Sara: The real answer is to start planning in Q1. And I know that that’s going to make some people’s jaws drop, but making it manageable is the key to success here. And in Q1 you’re closest to what happened in the holiday season last year, if you’re like many businesses. But I will say that this formula and what we’re going to talk about today applies to businesses whose … It’s really about when your busy season is, right? The goal is, you know, we have some clients whose busy season is Valentine’s Day or Mother’s Day or whatever-
Nicole: Back to school, sure.
Sara: Yeah, that’s kind of arbitrary. But the point is to start planning immediately after your busy season. The lessons learned from the season before are freshest in your mind then. The data is easily accessible then.
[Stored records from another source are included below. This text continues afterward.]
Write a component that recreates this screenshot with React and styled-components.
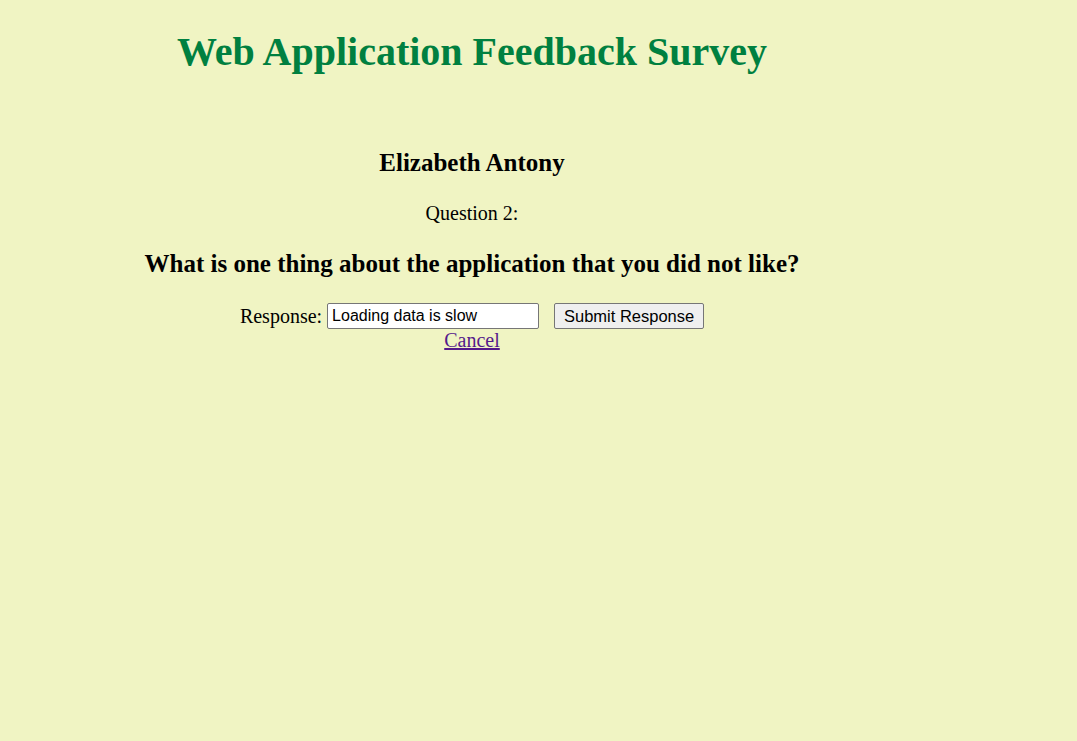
import React from 'react';
import styled, { createGlobalStyle } from 'styled-components';

const GlobalStyle = createGlobalStyle`
  html, body {
    background-color: #f0f4c3;
  }
  body {
    margin: 8px;
    font-family: "Liberation Serif", "Times New Roman", serif;
    font-size: 20px;
    color: #000;
  }
`;

const Page = styled.div`
  width: 928px;
  text-align: center;
`;

const Title = styled.h1`
  margin: 20px 0 0 0;
  font-size: 40px;
  font-weight: bold;
  color: #008040;
`;

const Panel = styled.div`
  margin-top: 74px;
`;

const UserName = styled.h2`
  margin: 0;
  font-size: 25px;
  font-weight: bold;
`;

const QuestionNumber = styled.p`
  margin: 25px 0 0 0;
  font-size: 20px;
`;

const QuestionText = styled.h2`
  margin: 25px 0 0 0;
  font-size: 25px;
  font-weight: bold;
`;

const Form = styled.form`
  margin-top: 25px;
  display: flex;
  flex-direction: column;
  align-items: center;
`;

const Row = styled.div`
  display: flex;
  align-items: center;
  justify-content: center;
`;

const Label = styled.label`
  font-size: 20px;
  margin-right: 5px;
`;

const TextInput = styled.input`
  width: 212px;
  height: 26px;
  box-sizing: border-box;
  padding: 1px 4px;
  font-family: "Liberation Sans", Arial, sans-serif;
  font-size: 16px;
  color: #000;
  background: #fff;
  border: 1px solid #767676;
  border-radius: 2px;
  margin-right: 15px;
`;

const SubmitButton = styled.button`
  height: 26px;
  width: 150px;
  box-sizing: border-box;
  padding: 1px 4px;
  font-family: "Liberation Sans", Arial, sans-serif;
  font-size: 16.5px;
  color: #000;
  background: #efefef;
  border: 1px solid #767676;
  border-radius: 2px;
`;

const CancelLink = styled.a`
  font-size: 20px;
  color: #551a8b;
  text-decoration: underline;
  line-height: 23px;
`;

const App = () => {
  return (
    <Page>
      <GlobalStyle />
      <Title>Web Application Feedback Survey</Title>
      <Panel>
        <UserName>Elizabeth Antony</UserName>
        <QuestionNumber>Question 2:</QuestionNumber>
        <QuestionText>
          What is one thing about the application that you did not like?
        </QuestionText>
        <Form onSubmit={(e) => e.preventDefault()}>
          <Row>
            <Label htmlFor="response">Response:</Label>
            <TextInput
              id="response"
              type="text"
              defaultValue="Loading data is slow"
            />
            <SubmitButton type="submit">Submit Response</SubmitButton>
          </Row>
          <CancelLink href="#">Cancel</CancelLink>
        </Form>
      </Panel>
    </Page>
  );
};

export default App;
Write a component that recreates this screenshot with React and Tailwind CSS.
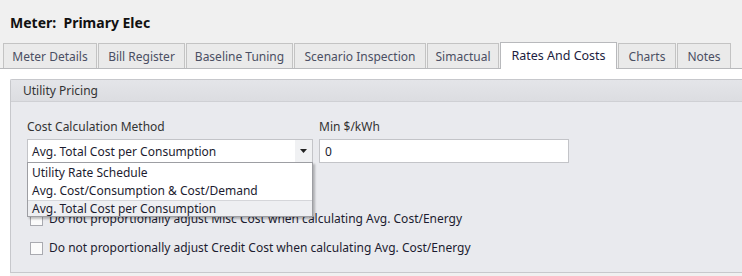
import React from "react";

const tabs = [
  { label: "Meter Details", w: "w-[94px]" },
  { label: "Bill Register", w: "w-[87px]" },
  { label: "Baseline Tuning", w: "w-[107px]" },
  { label: "Scenario Inspection", w: "w-[132px]" },
  { label: "Simactual", w: "w-[72px]" },
  { label: "Rates And Costs", w: "w-[117px]", active: true },
  { label: "Charts", w: "w-[58px]" },
  { label: "Notes", w: "w-[54px]" },
];

function Checkbox() {
  return <div className="w-[13px] h-[13px] border border-[#a9aab0] bg-[#fbfbfb] shrink-0" />;
}

export default function App() {
  return (
    <div
      className="w-[742px] h-[276px] bg-[#f7f7f7] overflow-hidden flex flex-col text-[12px] text-[#333]"
      style={{ fontFamily: '"Noto Sans", "Liberation Sans", Arial, sans-serif' }}
    >
      {/* Title */}
      <div className="h-[42px] bg-[#f0f0f0] flex items-center pl-[10px] shrink-0">
        <span className="text-[14px] font-bold text-[#111] pt-[3px]">Meter:&nbsp; Primary Elec</span>
      </div>
      {/* Tabs */}
      <div className="h-[27px] bg-[#f0f0f0] flex items-end pl-[3px] border-b border-[#b8b9bc] shrink-0 gap-[1px]">
        {tabs.map((t) =>
          t.active ? (
            <div
              key={t.label}
              className={`${t.w} h-[27px] -mb-[1px] bg-white border border-b-0 border-[#b8b9bc] flex items-center justify-center text-[#1c1c40] text-[12.5px] pt-[1px]`}
            >
              {t.label}
            </div>
          ) : (
            <div
              key={t.label}
              className={`${t.w} h-[25px] bg-[#eaeaea] border border-b-0 border-[#c3c3c3] flex items-center justify-center text-[#4a4f63] pt-[2px]`}
            >
              {t.label}
            </div>
          )
        )}
      </div>
      {/* Content */}
      <div className="bg-white flex-1 pt-[10px] pl-[10px] flex flex-col">
        <div className="flex-1 border border-r-0 border-[#c7c8cc] rounded-tl-[2px] bg-[#e9eaee] flex flex-col">
          <div className="h-[22px] bg-gradient-to-b from-[#e4e5e9] to-[#dcdde1] border-b border-[#cfd0d4] flex items-center pl-[12px] text-[#333]">
            Utility Pricing
          </div>
          <div className="flex-1 pl-[16px] pt-[17px]">
            <div className="flex gap-[6px]">
              <div className="flex flex-col">
                <div className="h-[16px] leading-[16px] text-[#333]">Cost Calculation Method</div>
                <div className="relative mt-[4px]">
                  <div className="w-[286px] h-[24px] bg-white border border-[#c3c4c8] flex items-center">
                    <span className="flex-1 pl-[4px] pt-[1px] text-[#1c1c30]">Avg. Total Cost per Consumption</span>
                    <div className="w-[17px] h-full flex items-center justify-center bg-[#f0f1f3]">
                      <svg width="7" height="4" viewBox="0 0 7 4">
                        <path d="M0 0h7L3.5 4z" fill="#222" />
                      </svg>
                    </div>
                  </div>
                  <div className="absolute left-0 top-[23px] w-[286px] bg-white border border-[#9d9ea3] shadow-[2px_2px_2px_rgba(0,0,0,0.25)] z-10 flex flex-col pt-[1px] text-[#1c1c30]">
                    <div className="h-[18px] leading-[18px] pl-[4px]">Utility Rate Schedule</div>
                    <div className="h-[18px] leading-[18px] pl-[4px]">Avg. Cost/Consumption &amp; Cost/Demand</div>
                    <div className="h-[16px] leading-[16px] pl-[4px] bg-[#eeeff2] border-t border-[#d5d6da]">Avg. Total Cost per Consumption</div>
                  </div>
                </div>
              </div>
              <div className="flex flex-col">
                <div className="h-[16px] leading-[16px] text-[#333]">Min $/kWh</div>
                <div className="mt-[4px] w-[250px] h-[24px] bg-white border border-[#c3c4c8] flex items-center pl-[5px] pt-[1px] text-[#1c1c30]">
                  0
                </div>
              </div>
            </div>
            <div className="flex flex-col gap-[15px] mt-[49px] pl-[3px]">
              <div className="flex items-center gap-[6px] h-[14px]">
                <Checkbox />
                <span className="text-[#1c1c30]">Do not proportionally adjust Misc Cost when calculating Avg. Cost/Energy</span>
              </div>
              <div className="flex items-center gap-[6px] h-[14px]">
                <Checkbox />
                <span className="text-[#1c1c30]">Do not proportionally adjust Credit Cost when calculating Avg. Cost/Energy</span>
              </div>
            </div>
          </div>
        </div>
        <div className="h-[3px] bg-[#f0f0f0]" />
      </div>
    </div>
  );
}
And really, it’s kind of coming up with a quarterly plan of what worked, what didn’t work last season, what are our goals for the upcoming season and how and when do we need to implement the steps to set us up for success in achieving those goals in the best possible way.
The best time to start planning for your holiday sales season is in Q1 when the most recent holiday experience is fresh in your mind and data.
Nicole: I think that’s such a great point. You know, you could come off of the high season, the busy season, and even though you might be a little frazzled on the other side of it, you have all that data, all that experience that you just went through fresh in your mind. And it also really makes me think about laying the groundwork for your KPIs going into whatever that next busy season is, be it a year away. But that’s the time really to take a look at what was your conversion rate? What was your cart abandonment rate? You know, sales volume, traffic volume, all of that kind of thing. Like really just pinpointing a moment in time when you can establish what all those numbers are. So then you have those numbers to compare with next year when you’re in your busy season. And you can once again see what worked and what didn’t. But hopefully you’re seeing some growth in those numbers.
Sara: Absolutely. And proceeding that is to make sure that you have the right analytics in place to enable you to collect those KPIs. I mean, making sure Google Tag Manager is in place and all your other Google Analytics and any other third parties that you’re using are not only set up correctly but set up to record the data that’s important for your business.
So reflecting on the year before, that’s one of the first questions to ask, is “Are we collecting everything that we need to collect to get the most meaningful data for our business?” And if not, that’s a great item to put into your backlog. I know we talk about backlogs all the time. But really, it’s having this kind of a list of … It’s a wishlist, right?
Nicole: Mm-hmm (affirmative).
Sara: And then constantly prioritizing and re-prioritizing what needs to be addressed next really puts you in a position to kind of capitalize on forward momentum.
One of the first questions is, “Are we collecting the most meaningful data for our business?”
Nicole: I think that’s a great point. But it brings a question to mind though. What happens if you get those numbers in place, but yet you still don’t exactly know what you want to do next with your site? Are there ways of testing things out or running things that maybe could help an ecommerce business kind of make some decisions about how they want to go forward?
Sara: Yeah, what you’re asking about is really interesting. So it goes back to our Challenge, Equilibrium, Growth model. And you know, Challenge and Equilibrium are marked by sort of knowing the pain points of your current site, right?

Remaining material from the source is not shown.